CASHING IN YOUR PENSION
To great fanfare, the government introduced a range of pension freedoms with effect from the 6th of April 2015 – granting a freedom to “Cash In” your pension.
The principal impact was to allow anyone over the age of 55 with a Defined Contribution, or so-called Money Purchase Pension, to cash that in through a single or series of cash payments. The changes do not extend any such freedoms to those with a Defined Benefit pension (such as Civil Service and Armed Forces pension schemes).
Thinking of Cashing In?
As with any decision affecting something as important as your pension, a host of factors need to be taken into serious consideration to see if Cashing In your pension is suitable for you.
Guidance – Pension Wise
You are entitled to “free and impartial guidance” from the government’s Pension Wise service, provided, either by telephone from the Pensions Advisory Service or face to face through the Citizens’ Advice Bureau.
Advice – Independent Financial Advisers
Although Pension Wise offers free and impartial guidance – which it is important to take up – any decision about the pension arrangements you make also need to be made with the further advice and guidance of a professional, Independent Financial Adviser, such as Independent Pension Specialists Ltd (IPSL).
The reason for seeking expert financial advice is because of the range and extent of serious considerations which need to be given to Cashing In your pension. Amongst these are:
• Typically, your Defined Contribution pension scheme now allows you to withdraw or cash in up to 25% of the fund’s value as a Tax Free sum.
• Any amount greater than that 25% is subject to income tax, at the highest marginal rate (as much as 45%), which naturally reduces the cashed in value of your pension and may also lead to the loss of personal tax allowances.
• Taking money out of a pension may mean moving from a tax efficient environment into a taxed one – you and your beneficiaries may end up worse off as a result.
• By staggering withdrawals over a number of years, that tax liability may be reduced.
• In the majority of cases, your pension provider deducts tax at the basic rate of income tax and you are responsible for accounting to HM Revenue and Customs (HMRC) for any additional tax due.

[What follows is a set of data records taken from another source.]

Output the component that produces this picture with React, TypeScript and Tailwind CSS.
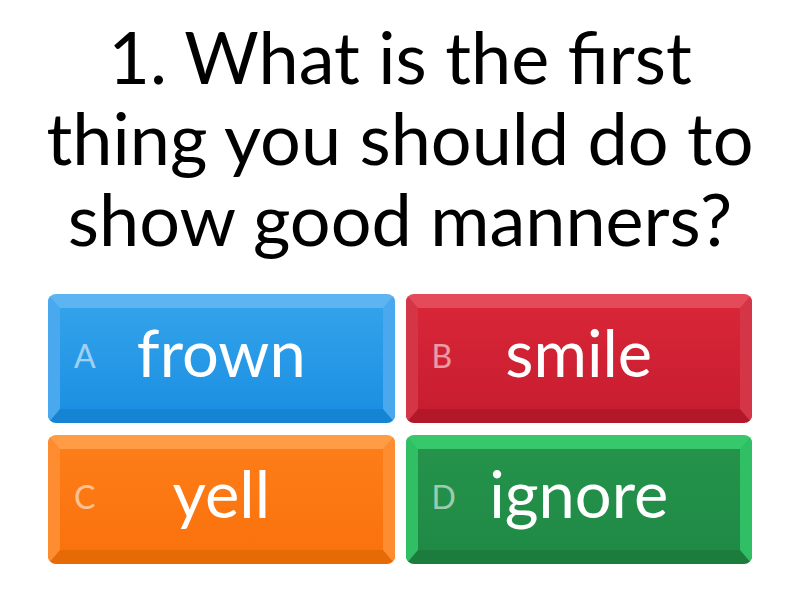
const ANSWERS = [
  { key: 'A', text: 'frown', cls: 'bg-gradient-to-b from-[#32a2ea] to-[#1b90e2] border-t-[#5cb4f1] border-l-[#4aa9ee] border-r-[#4aa9ee] border-b-[#1584d3]' },
  { key: 'B', text: 'smile', cls: 'bg-gradient-to-b from-[#d82638] to-[#c81d30] border-t-[#e44a5a] border-l-[#d53647] border-r-[#d53647] border-b-[#b3182a]' },
  { key: 'C', text: 'yell', cls: 'bg-gradient-to-b from-[#fd7d18] to-[#fa720c] border-t-[#ff9c45] border-l-[#fe8c30] border-r-[#fe8c30] border-b-[#e66a06]' },
  { key: 'D', text: 'ignore', cls: 'bg-gradient-to-b from-[#25934c] to-[#1f8a45] border-t-[#36c86b] border-l-[#30bf64] border-r-[#30bf64] border-b-[#1c7c3e]' },
];

export default function App() {
  return (
    <div className="w-[800px] h-[600px] bg-white flex flex-col items-center" style={{ fontFamily: 'Lato, "Noto Sans", sans-serif' }}>
      <h1 className="mt-[16px] h-[278px] w-full text-center text-black text-[72px] leading-[81px] font-normal">
        1. What is the first<br />thing you should do to<br />show good manners?
      </h1>
      <div className="grid grid-cols-2 gap-x-[11px] gap-y-[12px] px-[48px] w-full">
        {ANSWERS.map(a => (
          <div
            key={a.key}
            className={`relative h-[129px] rounded-[8px] border-t-[14px] border-b-[14px] border-x-[12px] flex items-center justify-center ${a.cls}`}
          >
            <span className="absolute left-[14px] top-[32px] text-[32px] leading-none text-white/55">{a.key}</span>
            <span className="text-white text-[65px] leading-none pb-[12px]">{a.text}</span>
          </div>
        ))}
      </div>
    </div>
  );
}
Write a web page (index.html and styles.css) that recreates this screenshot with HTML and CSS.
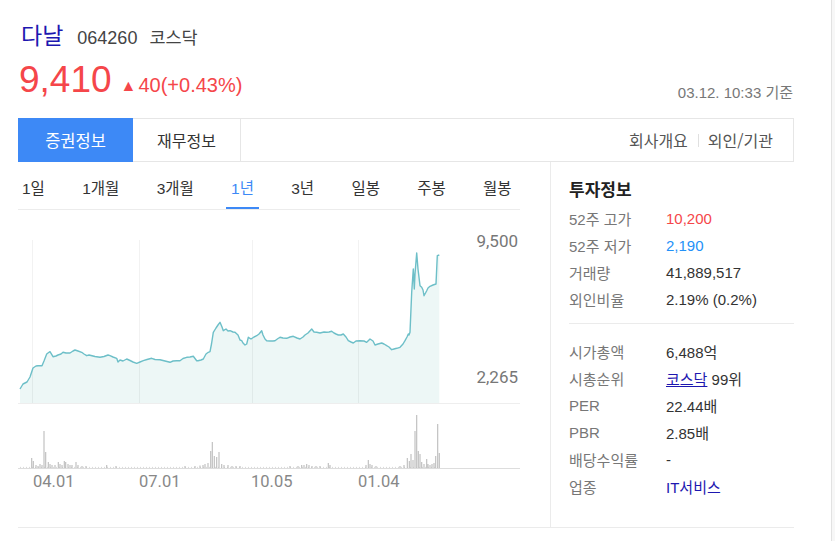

Impact on Means Tested State Benefits
• Cashing In your pension may have a directly proportional impact on any State Benefits to which you are entitled – including Pensions Credit, Housing Benefit and Council Tax Support.
• If the Cashed In sum is more than £16,000 you may lose any entitlement to means tested benefits altogether. If the sum is greater than £23,250, you may lose your entitlement to any assistance from your local council with long-term care.
Does your pension allow you to Cash In?
• Although the government’s pension freedoms allow Cashing In, this does not mean that your current pension contract allows you to – older plans, in particular, are unlikely to allow that freedom and you may need first to consider a Pension Transfer (together with any costs or penalties that might incur).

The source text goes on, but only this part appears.